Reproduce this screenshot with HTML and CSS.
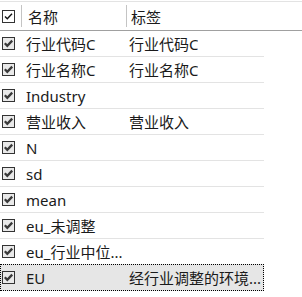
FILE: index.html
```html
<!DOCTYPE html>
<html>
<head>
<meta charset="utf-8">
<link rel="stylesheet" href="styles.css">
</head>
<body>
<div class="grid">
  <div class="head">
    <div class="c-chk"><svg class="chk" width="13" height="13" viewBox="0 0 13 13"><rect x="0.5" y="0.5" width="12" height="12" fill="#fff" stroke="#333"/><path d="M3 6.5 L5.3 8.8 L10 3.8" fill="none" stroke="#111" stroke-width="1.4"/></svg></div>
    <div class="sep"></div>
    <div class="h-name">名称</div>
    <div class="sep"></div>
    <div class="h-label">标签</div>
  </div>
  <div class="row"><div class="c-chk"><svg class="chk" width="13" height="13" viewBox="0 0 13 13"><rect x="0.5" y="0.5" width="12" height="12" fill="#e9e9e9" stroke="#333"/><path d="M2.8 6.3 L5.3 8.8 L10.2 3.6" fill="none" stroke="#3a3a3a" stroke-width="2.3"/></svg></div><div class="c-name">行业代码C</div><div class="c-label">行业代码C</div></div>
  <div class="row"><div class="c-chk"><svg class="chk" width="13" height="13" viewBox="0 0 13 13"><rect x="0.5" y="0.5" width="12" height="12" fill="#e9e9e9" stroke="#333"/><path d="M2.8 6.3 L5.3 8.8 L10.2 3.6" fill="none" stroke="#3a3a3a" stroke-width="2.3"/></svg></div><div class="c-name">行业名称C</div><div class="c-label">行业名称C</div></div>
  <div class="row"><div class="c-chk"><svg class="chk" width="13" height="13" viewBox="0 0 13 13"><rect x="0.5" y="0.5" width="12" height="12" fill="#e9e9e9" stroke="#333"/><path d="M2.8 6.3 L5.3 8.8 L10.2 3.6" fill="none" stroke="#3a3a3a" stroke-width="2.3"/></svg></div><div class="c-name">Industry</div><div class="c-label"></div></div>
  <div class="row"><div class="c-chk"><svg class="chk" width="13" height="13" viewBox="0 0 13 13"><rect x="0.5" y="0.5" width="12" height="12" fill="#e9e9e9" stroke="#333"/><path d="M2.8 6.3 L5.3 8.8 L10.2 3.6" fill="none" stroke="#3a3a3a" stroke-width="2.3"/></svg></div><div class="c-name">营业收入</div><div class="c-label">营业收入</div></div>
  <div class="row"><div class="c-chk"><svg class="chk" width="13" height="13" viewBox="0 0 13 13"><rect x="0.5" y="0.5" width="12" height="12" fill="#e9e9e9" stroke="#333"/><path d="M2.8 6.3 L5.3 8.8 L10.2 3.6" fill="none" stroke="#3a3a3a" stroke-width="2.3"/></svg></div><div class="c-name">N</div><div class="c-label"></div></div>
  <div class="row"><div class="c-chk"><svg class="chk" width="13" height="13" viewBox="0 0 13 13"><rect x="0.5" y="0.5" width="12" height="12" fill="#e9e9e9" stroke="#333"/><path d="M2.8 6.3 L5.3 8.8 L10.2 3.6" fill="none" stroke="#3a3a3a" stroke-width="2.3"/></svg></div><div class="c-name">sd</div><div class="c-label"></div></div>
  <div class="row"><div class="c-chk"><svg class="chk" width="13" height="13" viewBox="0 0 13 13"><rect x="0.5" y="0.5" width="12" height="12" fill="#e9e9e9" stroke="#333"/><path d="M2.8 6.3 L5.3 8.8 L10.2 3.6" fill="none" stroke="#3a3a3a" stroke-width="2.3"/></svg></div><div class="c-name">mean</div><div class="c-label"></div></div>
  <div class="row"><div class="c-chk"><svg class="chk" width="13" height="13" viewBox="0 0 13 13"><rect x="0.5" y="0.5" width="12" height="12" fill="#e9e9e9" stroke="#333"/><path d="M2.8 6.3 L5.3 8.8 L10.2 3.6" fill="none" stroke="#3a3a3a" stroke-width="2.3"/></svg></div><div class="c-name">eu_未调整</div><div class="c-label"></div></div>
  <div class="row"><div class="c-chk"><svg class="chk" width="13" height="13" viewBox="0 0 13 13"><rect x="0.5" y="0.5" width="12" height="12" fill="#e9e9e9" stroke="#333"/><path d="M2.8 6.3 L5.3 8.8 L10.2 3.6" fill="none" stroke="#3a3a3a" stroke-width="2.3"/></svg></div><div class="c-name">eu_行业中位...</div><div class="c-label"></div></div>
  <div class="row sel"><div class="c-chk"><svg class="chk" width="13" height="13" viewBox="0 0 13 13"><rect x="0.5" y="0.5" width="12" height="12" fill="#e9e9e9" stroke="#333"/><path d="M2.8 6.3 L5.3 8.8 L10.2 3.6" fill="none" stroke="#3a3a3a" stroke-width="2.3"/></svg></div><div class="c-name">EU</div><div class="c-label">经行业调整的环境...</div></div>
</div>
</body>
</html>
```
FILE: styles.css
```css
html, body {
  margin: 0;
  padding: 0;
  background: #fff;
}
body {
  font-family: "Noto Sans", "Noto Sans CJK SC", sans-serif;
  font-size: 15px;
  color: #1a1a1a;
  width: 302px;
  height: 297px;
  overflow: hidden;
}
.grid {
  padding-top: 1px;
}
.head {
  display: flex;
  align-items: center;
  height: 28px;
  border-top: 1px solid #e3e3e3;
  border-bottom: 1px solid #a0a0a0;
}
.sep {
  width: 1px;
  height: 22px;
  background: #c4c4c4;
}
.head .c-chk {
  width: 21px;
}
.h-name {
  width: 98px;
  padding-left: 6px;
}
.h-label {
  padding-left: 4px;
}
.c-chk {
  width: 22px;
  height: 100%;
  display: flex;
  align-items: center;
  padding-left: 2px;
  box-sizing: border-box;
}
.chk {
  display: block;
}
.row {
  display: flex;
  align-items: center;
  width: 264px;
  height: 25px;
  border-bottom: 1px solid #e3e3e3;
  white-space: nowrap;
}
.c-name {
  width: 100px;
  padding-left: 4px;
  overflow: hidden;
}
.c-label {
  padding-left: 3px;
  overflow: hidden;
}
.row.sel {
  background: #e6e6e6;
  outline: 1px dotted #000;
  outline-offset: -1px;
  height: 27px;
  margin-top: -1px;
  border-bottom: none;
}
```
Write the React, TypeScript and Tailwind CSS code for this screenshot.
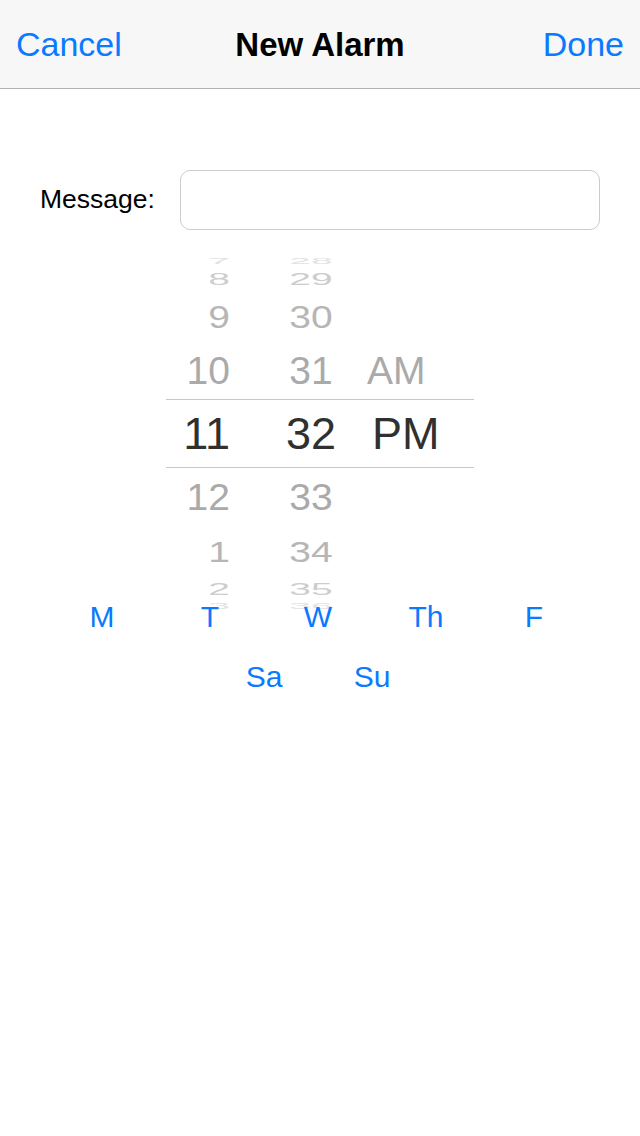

---*---

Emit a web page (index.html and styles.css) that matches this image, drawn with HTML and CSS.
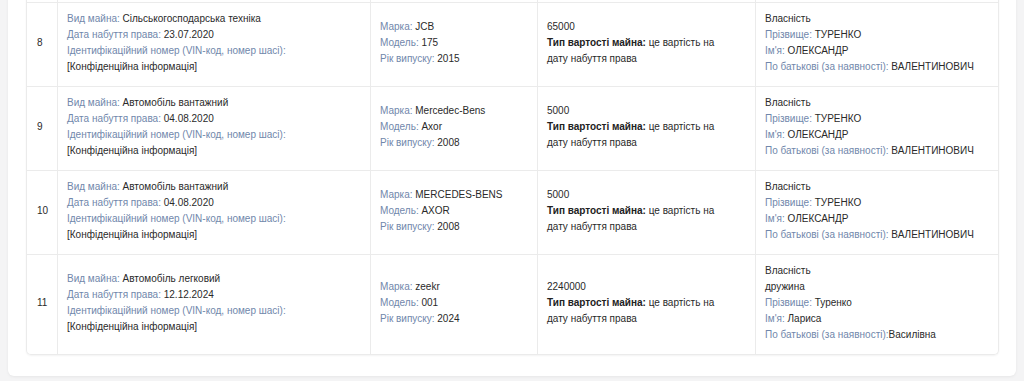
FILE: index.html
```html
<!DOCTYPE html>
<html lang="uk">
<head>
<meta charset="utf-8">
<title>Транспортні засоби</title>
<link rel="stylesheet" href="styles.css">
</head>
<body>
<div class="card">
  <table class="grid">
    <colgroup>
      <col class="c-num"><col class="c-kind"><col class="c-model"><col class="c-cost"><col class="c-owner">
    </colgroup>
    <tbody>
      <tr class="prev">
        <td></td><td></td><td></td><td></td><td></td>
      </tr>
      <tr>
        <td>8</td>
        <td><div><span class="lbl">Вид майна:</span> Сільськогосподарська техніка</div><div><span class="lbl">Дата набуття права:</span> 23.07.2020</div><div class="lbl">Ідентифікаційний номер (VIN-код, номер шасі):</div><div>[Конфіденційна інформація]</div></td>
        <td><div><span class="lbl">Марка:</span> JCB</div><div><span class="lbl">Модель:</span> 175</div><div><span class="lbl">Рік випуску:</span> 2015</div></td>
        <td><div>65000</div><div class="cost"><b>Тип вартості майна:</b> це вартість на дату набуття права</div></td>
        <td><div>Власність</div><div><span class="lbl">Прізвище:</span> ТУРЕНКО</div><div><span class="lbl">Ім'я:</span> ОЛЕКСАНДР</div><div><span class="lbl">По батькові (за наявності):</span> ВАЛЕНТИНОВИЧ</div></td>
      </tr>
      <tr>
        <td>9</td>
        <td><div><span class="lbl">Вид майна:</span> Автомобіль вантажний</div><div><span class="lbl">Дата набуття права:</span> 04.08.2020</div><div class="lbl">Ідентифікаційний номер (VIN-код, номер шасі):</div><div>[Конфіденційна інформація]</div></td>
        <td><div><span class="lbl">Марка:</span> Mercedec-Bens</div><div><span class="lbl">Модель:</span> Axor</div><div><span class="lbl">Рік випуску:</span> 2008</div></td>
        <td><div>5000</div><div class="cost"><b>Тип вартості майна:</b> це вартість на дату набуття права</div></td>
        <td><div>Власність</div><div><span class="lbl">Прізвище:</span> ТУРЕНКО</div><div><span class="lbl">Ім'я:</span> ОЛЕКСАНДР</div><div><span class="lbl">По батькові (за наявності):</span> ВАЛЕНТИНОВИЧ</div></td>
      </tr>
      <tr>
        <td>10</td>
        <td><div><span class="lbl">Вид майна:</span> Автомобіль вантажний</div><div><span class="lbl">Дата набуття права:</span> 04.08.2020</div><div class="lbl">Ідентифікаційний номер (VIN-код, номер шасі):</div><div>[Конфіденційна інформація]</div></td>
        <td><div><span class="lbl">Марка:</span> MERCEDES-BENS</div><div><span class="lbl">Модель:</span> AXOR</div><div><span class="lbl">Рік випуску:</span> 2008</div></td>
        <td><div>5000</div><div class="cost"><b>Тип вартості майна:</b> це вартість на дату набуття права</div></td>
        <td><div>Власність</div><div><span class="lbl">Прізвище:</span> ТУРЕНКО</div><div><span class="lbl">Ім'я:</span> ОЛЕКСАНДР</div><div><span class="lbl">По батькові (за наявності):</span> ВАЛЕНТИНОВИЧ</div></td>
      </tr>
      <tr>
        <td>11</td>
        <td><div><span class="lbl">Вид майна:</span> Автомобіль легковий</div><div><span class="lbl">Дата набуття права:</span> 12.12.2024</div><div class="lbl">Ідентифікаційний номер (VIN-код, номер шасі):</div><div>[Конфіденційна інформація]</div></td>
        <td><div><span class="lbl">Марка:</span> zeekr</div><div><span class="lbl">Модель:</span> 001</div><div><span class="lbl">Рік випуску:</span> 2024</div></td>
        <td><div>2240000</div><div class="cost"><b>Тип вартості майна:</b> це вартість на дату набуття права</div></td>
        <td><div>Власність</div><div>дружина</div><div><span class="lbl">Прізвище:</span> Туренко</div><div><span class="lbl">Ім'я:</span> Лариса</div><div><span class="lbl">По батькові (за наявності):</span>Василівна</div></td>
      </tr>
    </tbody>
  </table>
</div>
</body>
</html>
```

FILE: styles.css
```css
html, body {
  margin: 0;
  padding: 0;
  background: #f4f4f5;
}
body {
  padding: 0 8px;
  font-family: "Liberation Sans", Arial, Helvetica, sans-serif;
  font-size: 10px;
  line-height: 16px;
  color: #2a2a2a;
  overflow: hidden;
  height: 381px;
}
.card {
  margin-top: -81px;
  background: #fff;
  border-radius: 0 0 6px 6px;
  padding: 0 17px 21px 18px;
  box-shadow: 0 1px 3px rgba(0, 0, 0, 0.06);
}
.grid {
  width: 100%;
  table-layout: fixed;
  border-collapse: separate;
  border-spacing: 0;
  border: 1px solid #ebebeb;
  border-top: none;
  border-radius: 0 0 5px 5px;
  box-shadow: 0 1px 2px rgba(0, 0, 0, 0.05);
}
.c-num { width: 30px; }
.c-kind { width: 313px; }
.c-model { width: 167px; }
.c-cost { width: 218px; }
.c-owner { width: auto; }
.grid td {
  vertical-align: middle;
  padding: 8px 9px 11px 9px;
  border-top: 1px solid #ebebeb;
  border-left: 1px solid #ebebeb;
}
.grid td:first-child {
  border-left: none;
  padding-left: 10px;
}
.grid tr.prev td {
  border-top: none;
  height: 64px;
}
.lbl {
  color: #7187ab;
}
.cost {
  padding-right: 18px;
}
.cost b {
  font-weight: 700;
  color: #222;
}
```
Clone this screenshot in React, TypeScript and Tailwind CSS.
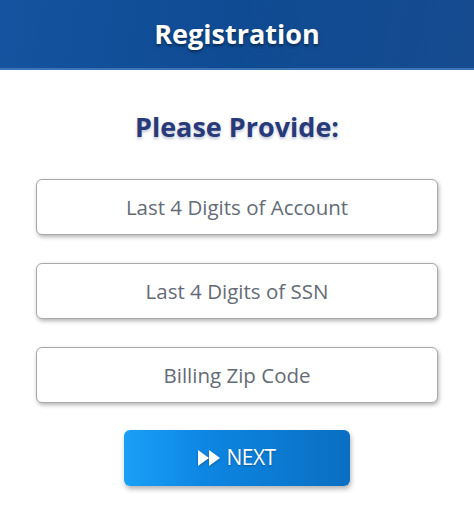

---*---

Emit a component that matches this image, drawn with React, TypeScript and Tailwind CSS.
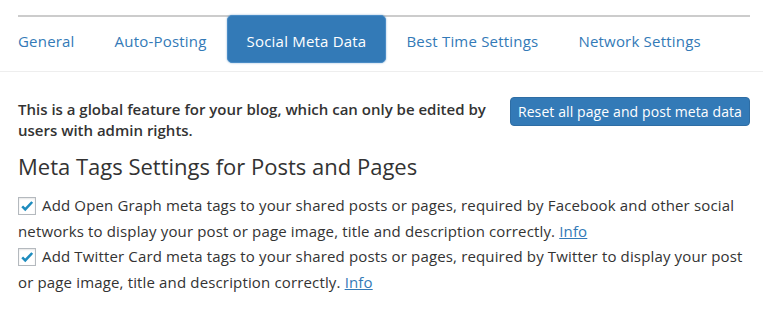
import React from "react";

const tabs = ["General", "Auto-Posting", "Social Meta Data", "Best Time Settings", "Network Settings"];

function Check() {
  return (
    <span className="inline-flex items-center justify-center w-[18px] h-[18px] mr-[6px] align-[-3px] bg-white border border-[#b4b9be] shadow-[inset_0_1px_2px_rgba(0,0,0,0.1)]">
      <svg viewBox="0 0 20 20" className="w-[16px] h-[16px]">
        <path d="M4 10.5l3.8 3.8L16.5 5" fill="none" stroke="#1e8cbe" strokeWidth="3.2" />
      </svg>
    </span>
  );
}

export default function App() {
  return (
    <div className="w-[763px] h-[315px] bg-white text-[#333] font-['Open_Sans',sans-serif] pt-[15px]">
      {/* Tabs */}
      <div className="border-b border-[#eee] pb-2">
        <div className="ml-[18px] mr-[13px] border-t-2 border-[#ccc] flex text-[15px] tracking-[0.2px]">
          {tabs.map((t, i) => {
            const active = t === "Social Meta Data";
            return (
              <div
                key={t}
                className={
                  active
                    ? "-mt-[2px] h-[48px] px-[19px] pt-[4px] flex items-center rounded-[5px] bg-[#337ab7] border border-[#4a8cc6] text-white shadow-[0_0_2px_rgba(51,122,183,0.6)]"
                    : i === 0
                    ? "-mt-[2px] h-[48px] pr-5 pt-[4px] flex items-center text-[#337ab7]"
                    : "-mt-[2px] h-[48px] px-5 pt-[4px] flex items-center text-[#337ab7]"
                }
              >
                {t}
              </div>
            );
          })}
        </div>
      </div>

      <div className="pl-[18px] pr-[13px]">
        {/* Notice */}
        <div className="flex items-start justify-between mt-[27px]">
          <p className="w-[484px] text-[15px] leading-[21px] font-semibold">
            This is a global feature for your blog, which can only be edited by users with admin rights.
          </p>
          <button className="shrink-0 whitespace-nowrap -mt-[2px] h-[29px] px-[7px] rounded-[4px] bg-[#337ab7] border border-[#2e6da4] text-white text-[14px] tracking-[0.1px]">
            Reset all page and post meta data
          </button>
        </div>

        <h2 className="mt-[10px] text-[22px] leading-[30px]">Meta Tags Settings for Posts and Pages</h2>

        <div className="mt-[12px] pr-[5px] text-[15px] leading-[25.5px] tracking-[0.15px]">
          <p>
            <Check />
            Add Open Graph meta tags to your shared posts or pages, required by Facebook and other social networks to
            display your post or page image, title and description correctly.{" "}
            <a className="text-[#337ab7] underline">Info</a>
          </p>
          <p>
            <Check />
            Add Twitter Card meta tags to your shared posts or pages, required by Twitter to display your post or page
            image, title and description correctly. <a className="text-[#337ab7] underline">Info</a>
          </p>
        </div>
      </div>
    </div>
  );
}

---*---

## The exercise
Write out every line of the listing that holds the word "TypeScript".

## Task solution
Write the React, TypeScript and Tailwind CSS code for this screenshot.
Clone this screenshot in React, TypeScript and Tailwind CSS.
Emit a component that matches this image, drawn with React, TypeScript and Tailwind CSS.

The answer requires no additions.